Why Media Literacy Is a Conservative Issue
For decades, conservatives have noted what surveys of journalists repeatedly confirm: the American media landscape skews significantly to the left. This is not a conspiracy theory — it is a structural reality with profound implications for how political events are covered, which stories are told, and which are ignored.
Understanding media bias is not about dismissing all reporting or retreating into partisan echo chambers. It is about becoming an informed, critical consumer of information — a skill that serves any citizen regardless of political affiliation.
Forms of Media Bias
Bias in journalism takes several forms, not all of them obvious:
Story Selection Bias
What a news organization chooses to cover — and what it ignores — shapes public perception as powerfully as how any individual story is written. When a scandal involving one party receives wall-to-wall coverage while a comparable scandal involving the other party barely registers, that asymmetry is itself a form of bias.
Framing Bias
The same facts can be framed in very different ways. A tax cut can be described as "relief for working families" or "a giveaway to the wealthy." Government spending can be framed as "investment" or "debt." The chosen frame activates different associations and leads readers to different conclusions — even when the underlying facts are identical.
Source Selection Bias
Journalists build rolodexes over years. When they need a quote on education policy, tax reform, or foreign policy, who do they call? If the default is academics, think-tank scholars, and advocacy groups that lean left, the range of expert opinion presented to readers will be systematically skewed.
Omission Bias
Perhaps the most powerful form of bias is simply what goes unsaid. A story about a policy's benefits that omits its costs, or a profile of a political movement that never presents its strongest arguments, misleads through incompleteness.
Practical Tools for Discerning Readers
- Read laterally: When you encounter a claim, open multiple tabs and see how different outlets cover the same story before drawing conclusions.
- Find the primary source: When a study, report, or official statement is cited, locate the original document rather than relying on a journalist's summary.
- Notice what's missing: Ask yourself what context, counter-argument, or opposing voice is absent from a story.
- Check the headline against the body: Headlines are often more sensational than the actual reporting warrants. Read the full article before forming an opinion.

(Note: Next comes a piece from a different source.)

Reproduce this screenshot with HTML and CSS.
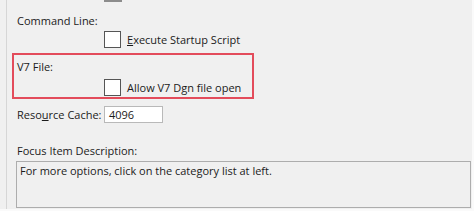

- Diversify your sources: Deliberately consume reporting and commentary from outlets across the political spectrum. Disagreement sharpens thinking.
The Broader Stakes
A free press is indispensable to a self-governing republic. When journalism abandons the aspiration of objectivity for advocacy — however well-intentioned — it erodes the shared informational foundation that democratic deliberation requires. The solution is not to silence any voice, but to demand higher standards, support honest reporting when you find it, and never outsource your thinking to any single source.